Task statement
Copy every line of the listing exactly.
----------
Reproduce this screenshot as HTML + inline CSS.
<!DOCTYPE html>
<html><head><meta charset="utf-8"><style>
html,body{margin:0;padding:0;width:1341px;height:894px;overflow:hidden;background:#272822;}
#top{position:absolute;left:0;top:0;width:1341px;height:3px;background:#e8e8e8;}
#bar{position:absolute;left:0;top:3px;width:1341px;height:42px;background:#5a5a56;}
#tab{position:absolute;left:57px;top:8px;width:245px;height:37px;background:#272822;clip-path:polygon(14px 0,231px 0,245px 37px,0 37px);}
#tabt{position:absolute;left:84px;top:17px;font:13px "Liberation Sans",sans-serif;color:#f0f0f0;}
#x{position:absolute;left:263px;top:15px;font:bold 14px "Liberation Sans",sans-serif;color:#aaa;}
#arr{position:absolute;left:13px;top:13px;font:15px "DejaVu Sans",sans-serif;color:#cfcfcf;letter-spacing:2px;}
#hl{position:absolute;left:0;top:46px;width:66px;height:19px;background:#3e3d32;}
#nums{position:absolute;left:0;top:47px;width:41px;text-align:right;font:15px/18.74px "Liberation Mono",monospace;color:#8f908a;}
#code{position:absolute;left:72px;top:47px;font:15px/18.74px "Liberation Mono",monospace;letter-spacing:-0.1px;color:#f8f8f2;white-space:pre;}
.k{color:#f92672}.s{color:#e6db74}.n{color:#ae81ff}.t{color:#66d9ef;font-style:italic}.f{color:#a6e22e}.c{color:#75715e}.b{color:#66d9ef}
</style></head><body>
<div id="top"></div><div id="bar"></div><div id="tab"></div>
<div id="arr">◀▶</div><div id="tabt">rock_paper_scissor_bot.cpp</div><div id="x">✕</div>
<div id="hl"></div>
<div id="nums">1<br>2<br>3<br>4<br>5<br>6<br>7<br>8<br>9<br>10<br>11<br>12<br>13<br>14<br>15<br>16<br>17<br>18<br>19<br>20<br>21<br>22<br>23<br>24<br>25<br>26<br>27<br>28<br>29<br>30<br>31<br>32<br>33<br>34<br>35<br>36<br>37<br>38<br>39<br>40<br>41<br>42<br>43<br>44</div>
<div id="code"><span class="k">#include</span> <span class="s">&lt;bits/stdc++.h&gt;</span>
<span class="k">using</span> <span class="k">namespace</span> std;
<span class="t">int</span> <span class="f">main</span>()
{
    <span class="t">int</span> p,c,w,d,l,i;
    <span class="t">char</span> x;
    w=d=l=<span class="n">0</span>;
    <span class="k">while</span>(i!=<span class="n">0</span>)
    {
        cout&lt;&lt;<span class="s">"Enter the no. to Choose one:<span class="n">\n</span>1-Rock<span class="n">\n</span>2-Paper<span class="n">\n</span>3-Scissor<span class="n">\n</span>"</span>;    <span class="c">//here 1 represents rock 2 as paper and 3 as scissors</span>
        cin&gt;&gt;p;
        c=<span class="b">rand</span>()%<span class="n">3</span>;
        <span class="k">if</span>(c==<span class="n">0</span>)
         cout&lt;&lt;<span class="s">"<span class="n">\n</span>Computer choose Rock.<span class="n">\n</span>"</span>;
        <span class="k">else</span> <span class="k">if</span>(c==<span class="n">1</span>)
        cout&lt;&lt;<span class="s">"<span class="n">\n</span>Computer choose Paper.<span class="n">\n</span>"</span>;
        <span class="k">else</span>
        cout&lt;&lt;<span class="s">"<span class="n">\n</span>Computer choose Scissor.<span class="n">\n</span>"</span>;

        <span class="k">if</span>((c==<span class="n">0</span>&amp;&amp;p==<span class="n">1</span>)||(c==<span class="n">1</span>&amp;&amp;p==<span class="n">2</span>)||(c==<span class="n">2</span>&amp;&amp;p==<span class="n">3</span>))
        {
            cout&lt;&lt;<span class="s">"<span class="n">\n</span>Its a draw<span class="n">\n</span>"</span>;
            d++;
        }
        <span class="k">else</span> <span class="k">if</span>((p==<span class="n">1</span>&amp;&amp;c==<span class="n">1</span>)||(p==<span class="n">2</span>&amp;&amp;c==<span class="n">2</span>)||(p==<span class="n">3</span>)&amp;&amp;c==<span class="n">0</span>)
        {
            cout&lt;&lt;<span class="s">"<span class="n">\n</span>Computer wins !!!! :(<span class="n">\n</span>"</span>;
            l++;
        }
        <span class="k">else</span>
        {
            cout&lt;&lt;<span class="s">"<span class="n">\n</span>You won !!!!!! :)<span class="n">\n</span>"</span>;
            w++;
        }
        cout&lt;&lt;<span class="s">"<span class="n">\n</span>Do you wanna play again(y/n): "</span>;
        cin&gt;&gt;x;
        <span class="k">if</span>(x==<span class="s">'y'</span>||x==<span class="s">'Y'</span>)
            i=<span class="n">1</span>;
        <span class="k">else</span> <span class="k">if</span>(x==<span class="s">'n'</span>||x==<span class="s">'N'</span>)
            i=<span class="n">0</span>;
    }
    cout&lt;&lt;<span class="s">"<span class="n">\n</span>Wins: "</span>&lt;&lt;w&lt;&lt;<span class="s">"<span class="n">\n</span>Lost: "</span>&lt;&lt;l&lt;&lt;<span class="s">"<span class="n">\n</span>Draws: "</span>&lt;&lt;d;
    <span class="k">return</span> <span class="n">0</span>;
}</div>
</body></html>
----------
Expected answer
Reproduce this screenshot as HTML + inline CSS.
<!DOCTYPE html>
<html><head><meta charset="utf-8"><style>
html,body{margin:0;padding:0;width:1341px;height:894px;overflow:hidden;background:#272822;}
#top{position:absolute;left:0;top:0;width:1341px;height:3px;background:#e8e8e8;}
#bar{position:absolute;left:0;top:3px;width:1341px;height:42px;background:#5a5a56;}
#tab{position:absolute;left:57px;top:8px;width:245px;height:37px;background:#272822;clip-path:polygon(14px 0,231px 0,245px 37px,0 37px);}
#tabt{position:absolute;left:84px;top:17px;font:13px "Liberation Sans",sans-serif;color:#f0f0f0;}
#x{position:absolute;left:263px;top:15px;font:bold 14px "Liberation Sans",sans-serif;color:#aaa;}
#arr{position:absolute;left:13px;top:13px;font:15px "DejaVu Sans",sans-serif;color:#cfcfcf;letter-spacing:2px;}
#hl{position:absolute;left:0;top:46px;width:66px;height:19px;background:#3e3d32;}
#nums{position:absolute;left:0;top:47px;width:41px;text-align:right;font:15px/18.74px "Liberation Mono",monospace;color:#8f908a;}
#code{position:absolute;left:72px;top:47px;font:15px/18.74px "Liberation Mono",monospace;letter-spacing:-0.1px;color:#f8f8f2;white-space:pre;}
.k{color:#f92672}.s{color:#e6db74}.n{color:#ae81ff}.t{color:#66d9ef;font-style:italic}.f{color:#a6e22e}.c{color:#75715e}.b{color:#66d9ef}
</style></head><body>
<div id="top"></div><div id="bar"></div><div id="tab"></div>
<div id="arr">◀▶</div><div id="tabt">rock_paper_scissor_bot.cpp</div><div id="x">✕</div>
<div id="hl"></div>
<div id="nums">1<br>2<br>3<br>4<br>5<br>6<br>7<br>8<br>9<br>10<br>11<br>12<br>13<br>14<br>15<br>16<br>17<br>18<br>19<br>20<br>21<br>22<br>23<br>24<br>25<br>26<br>27<br>28<br>29<br>30<br>31<br>32<br>33<br>34<br>35<br>36<br>37<br>38<br>39<br>40<br>41<br>42<br>43<br>44</div>
<div id="code"><span class="k">#include</span> <span class="s">&lt;bits/stdc++.h&gt;</span>
<span class="k">using</span> <span class="k">namespace</span> std;
<span class="t">int</span> <span class="f">main</span>()
{
    <span class="t">int</span> p,c,w,d,l,i;
    <span class="t">char</span> x;
    w=d=l=<span class="n">0</span>;
    <span class="k">while</span>(i!=<span class="n">0</span>)
    {
        cout&lt;&lt;<span class="s">"Enter the no. to Choose one:<span class="n">\n</span>1-Rock<span class="n">\n</span>2-Paper<span class="n">\n</span>3-Scissor<span class="n">\n</span>"</span>;    <span class="c">//here 1 represents rock 2 as paper and 3 as scissors</span>
        cin&gt;&gt;p;
        c=<span class="b">rand</span>()%<span class="n">3</span>;
        <span class="k">if</span>(c==<span class="n">0</span>)
         cout&lt;&lt;<span class="s">"<span class="n">\n</span>Computer choose Rock.<span class="n">\n</span>"</span>;
        <span class="k">else</span> <span class="k">if</span>(c==<span class="n">1</span>)
        cout&lt;&lt;<span class="s">"<span class="n">\n</span>Computer choose Paper.<span class="n">\n</span>"</span>;
        <span class="k">else</span>
        cout&lt;&lt;<span class="s">"<span class="n">\n</span>Computer choose Scissor.<span class="n">\n</span>"</span>;

        <span class="k">if</span>((c==<span class="n">0</span>&amp;&amp;p==<span class="n">1</span>)||(c==<span class="n">1</span>&amp;&amp;p==<span class="n">2</span>)||(c==<span class="n">2</span>&amp;&amp;p==<span class="n">3</span>))
        {
            cout&lt;&lt;<span class="s">"<span class="n">\n</span>Its a draw<span class="n">\n</span>"</span>;
            d++;
        }
        <span class="k">else</span> <span class="k">if</span>((p==<span class="n">1</span>&amp;&amp;c==<span class="n">1</span>)||(p==<span class="n">2</span>&amp;&amp;c==<span class="n">2</span>)||(p==<span class="n">3</span>)&amp;&amp;c==<span class="n">0</span>)
        {
            cout&lt;&lt;<span class="s">"<span class="n">\n</span>Computer wins !!!! :(<span class="n">\n</span>"</span>;
            l++;
        }
        <span class="k">else</span>
        {
            cout&lt;&lt;<span class="s">"<span class="n">\n</span>You won !!!!!! :)<span class="n">\n</span>"</span>;
            w++;
        }
        cout&lt;&lt;<span class="s">"<span class="n">\n</span>Do you wanna play again(y/n): "</span>;
        cin&gt;&gt;x;
        <span class="k">if</span>(x==<span class="s">'y'</span>||x==<span class="s">'Y'</span>)
            i=<span class="n">1</span>;
        <span class="k">else</span> <span class="k">if</span>(x==<span class="s">'n'</span>||x==<span class="s">'N'</span>)
            i=<span class="n">0</span>;
    }
    cout&lt;&lt;<span class="s">"<span class="n">\n</span>Wins: "</span>&lt;&lt;w&lt;&lt;<span class="s">"<span class="n">\n</span>Lost: "</span>&lt;&lt;l&lt;&lt;<span class="s">"<span class="n">\n</span>Draws: "</span>&lt;&lt;d;
    <span class="k">return</span> <span class="n">0</span>;
}</div>
</body></html>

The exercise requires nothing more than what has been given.